Landed Cost & Duty Estimator: Know the True Per-Unit Cost Before the Broker Bill Lands
Turn PO lines, an HS-to-duty-rate table, freight, insurance, and fees into a true landed cost per unit — duty applied by HS code and country, freight allocated your way — with the import manager reviewing and approving the estimate before it ever feeds pricing or PO approval.
A logged-in tool where you enter PO lines and values, apply the right duty rate by HS code and country of origin, allocate freight and insurance across the lines by your chosen method, see landed cost per unit, have the import manager review and approve, and export a fully costed PO.
Before you start
- A Supabase account (free)
- A Vercel account (free)
- A Resend account (free)
- Your PO lines with values (CSV or Google Sheet)
- An HS-code-to-duty-rate table you can export (CSV)
- Your typical freight, insurance, and brokerage fee figures
- Claude Code or any AI coding agent
The problem this kills
The price on the supplier's invoice is never what the goods actually cost you. By the time the container clears, you've paid duty at a rate that depends on the HS code and where the goods were made, ocean or air freight, insurance, brokerage, and a handful of fees nobody warned you about. The buyer who locked in a margin on the invoice price discovers it three weeks later — when the broker's bill arrives and the "good deal" has quietly turned thin.
Most teams estimate landed cost in a spreadsheet that one person built and only one person understands. The duty rates are typed in from memory or a stale lookup. Freight gets smeared across lines "about evenly" instead of by weight or value. The HS codes don't match what the broker actually used. And there's no record of who approved the number that pricing then trusted. When the real bill comes in different, nobody can reconstruct why.
Landed cost is the number your pricing and your PO approvals quietly depend on. It deserves to be a real, governed tool — not a workbook held together by one person's memory of last year's duty rates.
What you'll build
A simple internal web app for purchasing, import, and pricing. You enter (or import) your PO lines — SKU, description, quantity, unit value, HS code, and country of origin. The tool looks each line up against your maintained duty-rate table (keyed by HS code and country, because the same product can be duty-free from one country and dutiable from another), applies the duty, then allocates freight and insurance across the lines by the method you pick — by value, by weight, by volume, or by units. It adds your brokerage and handling fees, and lands on a true cost per unit for every line.
The import manager reviews the estimate — the HS-to-rate matches, the freight split, any line that looks off — and approves it before that number is allowed to feed pricing or a PO approval. Nothing downstream trusts a landed cost until a person has signed off. You export a clean, fully costed PO in the exact columns your ERP or pricing sheet expects.

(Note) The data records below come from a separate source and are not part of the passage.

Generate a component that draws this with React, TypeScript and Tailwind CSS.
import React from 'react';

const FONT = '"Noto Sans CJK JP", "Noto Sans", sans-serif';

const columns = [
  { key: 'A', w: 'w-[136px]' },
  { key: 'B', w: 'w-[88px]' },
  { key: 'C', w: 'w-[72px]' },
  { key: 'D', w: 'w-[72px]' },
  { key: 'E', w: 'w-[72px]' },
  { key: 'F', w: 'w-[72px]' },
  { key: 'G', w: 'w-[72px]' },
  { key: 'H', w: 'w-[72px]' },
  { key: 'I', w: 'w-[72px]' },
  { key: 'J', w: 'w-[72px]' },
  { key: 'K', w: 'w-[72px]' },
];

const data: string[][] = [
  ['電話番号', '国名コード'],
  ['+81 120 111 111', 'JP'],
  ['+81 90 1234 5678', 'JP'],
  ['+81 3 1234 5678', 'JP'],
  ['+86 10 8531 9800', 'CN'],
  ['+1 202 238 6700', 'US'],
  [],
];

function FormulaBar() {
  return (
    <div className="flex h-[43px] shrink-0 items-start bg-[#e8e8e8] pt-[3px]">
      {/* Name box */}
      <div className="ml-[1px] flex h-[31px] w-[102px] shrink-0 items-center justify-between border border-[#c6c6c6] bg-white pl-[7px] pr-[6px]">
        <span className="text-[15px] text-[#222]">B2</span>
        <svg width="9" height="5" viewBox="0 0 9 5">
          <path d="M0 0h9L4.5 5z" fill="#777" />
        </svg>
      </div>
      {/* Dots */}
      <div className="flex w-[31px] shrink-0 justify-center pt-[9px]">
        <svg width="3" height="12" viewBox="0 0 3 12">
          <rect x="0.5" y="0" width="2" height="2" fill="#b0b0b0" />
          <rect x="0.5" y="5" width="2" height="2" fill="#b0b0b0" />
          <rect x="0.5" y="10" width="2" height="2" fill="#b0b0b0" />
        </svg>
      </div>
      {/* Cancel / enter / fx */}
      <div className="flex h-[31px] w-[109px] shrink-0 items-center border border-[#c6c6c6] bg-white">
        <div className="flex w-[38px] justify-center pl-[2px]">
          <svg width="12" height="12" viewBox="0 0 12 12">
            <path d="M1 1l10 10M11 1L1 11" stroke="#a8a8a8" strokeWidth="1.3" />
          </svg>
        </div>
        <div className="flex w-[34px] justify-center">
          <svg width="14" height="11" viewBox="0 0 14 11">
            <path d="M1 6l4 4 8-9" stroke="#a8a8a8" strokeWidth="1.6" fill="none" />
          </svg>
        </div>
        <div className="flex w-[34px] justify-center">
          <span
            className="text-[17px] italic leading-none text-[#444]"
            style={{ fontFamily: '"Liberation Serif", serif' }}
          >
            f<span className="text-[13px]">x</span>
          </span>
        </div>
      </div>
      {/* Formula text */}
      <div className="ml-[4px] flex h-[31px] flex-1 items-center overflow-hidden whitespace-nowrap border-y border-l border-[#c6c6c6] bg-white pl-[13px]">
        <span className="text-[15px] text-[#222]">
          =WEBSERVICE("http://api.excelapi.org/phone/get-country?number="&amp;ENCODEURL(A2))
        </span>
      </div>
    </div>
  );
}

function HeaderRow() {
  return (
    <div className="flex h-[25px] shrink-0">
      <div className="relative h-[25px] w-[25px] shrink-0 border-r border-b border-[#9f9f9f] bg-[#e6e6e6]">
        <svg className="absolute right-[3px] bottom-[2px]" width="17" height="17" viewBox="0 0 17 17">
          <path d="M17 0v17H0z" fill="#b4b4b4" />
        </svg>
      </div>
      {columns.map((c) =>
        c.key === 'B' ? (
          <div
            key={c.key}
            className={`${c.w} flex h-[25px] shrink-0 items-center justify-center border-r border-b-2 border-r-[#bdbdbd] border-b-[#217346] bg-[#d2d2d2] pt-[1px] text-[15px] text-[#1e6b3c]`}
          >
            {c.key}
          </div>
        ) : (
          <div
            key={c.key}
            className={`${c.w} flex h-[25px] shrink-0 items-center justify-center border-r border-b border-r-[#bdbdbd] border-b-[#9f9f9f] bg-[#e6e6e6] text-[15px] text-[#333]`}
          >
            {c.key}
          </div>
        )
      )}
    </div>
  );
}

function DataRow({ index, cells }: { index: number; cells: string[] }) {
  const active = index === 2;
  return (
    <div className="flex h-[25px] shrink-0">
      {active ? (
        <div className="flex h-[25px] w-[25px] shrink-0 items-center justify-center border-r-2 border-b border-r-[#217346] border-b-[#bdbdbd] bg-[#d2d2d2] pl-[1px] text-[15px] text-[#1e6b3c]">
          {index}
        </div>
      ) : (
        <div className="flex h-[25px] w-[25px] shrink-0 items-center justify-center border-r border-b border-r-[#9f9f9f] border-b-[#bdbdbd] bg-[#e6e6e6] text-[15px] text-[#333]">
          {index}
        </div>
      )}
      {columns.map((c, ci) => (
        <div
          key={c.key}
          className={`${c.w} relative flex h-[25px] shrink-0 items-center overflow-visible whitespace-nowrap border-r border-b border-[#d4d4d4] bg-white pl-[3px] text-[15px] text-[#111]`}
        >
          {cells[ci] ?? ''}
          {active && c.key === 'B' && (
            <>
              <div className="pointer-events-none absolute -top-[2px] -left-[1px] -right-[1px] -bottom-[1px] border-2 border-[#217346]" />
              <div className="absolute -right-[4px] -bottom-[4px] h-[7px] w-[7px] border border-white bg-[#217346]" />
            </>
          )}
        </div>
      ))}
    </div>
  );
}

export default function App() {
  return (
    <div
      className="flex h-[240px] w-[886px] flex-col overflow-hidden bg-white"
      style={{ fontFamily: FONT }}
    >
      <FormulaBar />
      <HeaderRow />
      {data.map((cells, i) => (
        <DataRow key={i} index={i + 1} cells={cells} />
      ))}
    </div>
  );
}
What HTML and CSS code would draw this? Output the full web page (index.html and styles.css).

What's inside the Implementation Plan
The downloadable plan is a step-by-step file you paste into an AI coding agent. It opens by interviewing you about your business — how you import today, what your PO lines actually look like and what you call each field, how your HS codes and duty rates are structured, which freight allocation method matches how you really think about cost, your fee types, and the messy exceptions (mixed-origin POs, free-trade-agreement preference rates, anti-dumping duties, partial shipments). It reflects a short tailored spec back to you and waits for your thumbs-up before it builds anything — so the tool fits how you import, not a generic template.
From there it walks the agent through the data model, the duty-rate table, the PO-line import, the duty lookup, the freight/insurance allocation engine, the per-unit landed cost calculation, the import-manager approval gate, and the costed-PO export. Every step ends with a ready-to-copy prompt. There's a full "No API yet?" path that uses Google Sheet / CSV imports and produces a clean CSV export — so you can build and run the whole thing this weekend with no connection to your ERP or broker's system.
The governance it includes (this is the point)
Landed cost feeds money decisions, so the controls aren't optional. The plan builds in login so only your team can use it, row-level security so you only ever see your own organization's POs and rates, a complete audit trail of who changed a duty rate, who edited an allocation, and who approved which estimate, a hard human-approval gate so no landed-cost number reaches pricing or PO approval until the import manager signs off, and duplicate guards keyed on the PO line so the same line can't be costed and counted twice on re-import.
Who it's for
Purchasing and procurement, import and customs managers, and pricing or margin analysts — anyone who has ever been surprised by a broker bill or set a price off an invoice cost that turned out to be wrong. If you can explain how your POs are shaped and where your duty rates come from, you can build this.
You've got this — start with the plan, paste the first prompt, and answer the interview. You'll have a true cost per unit on screen before the weekend's out.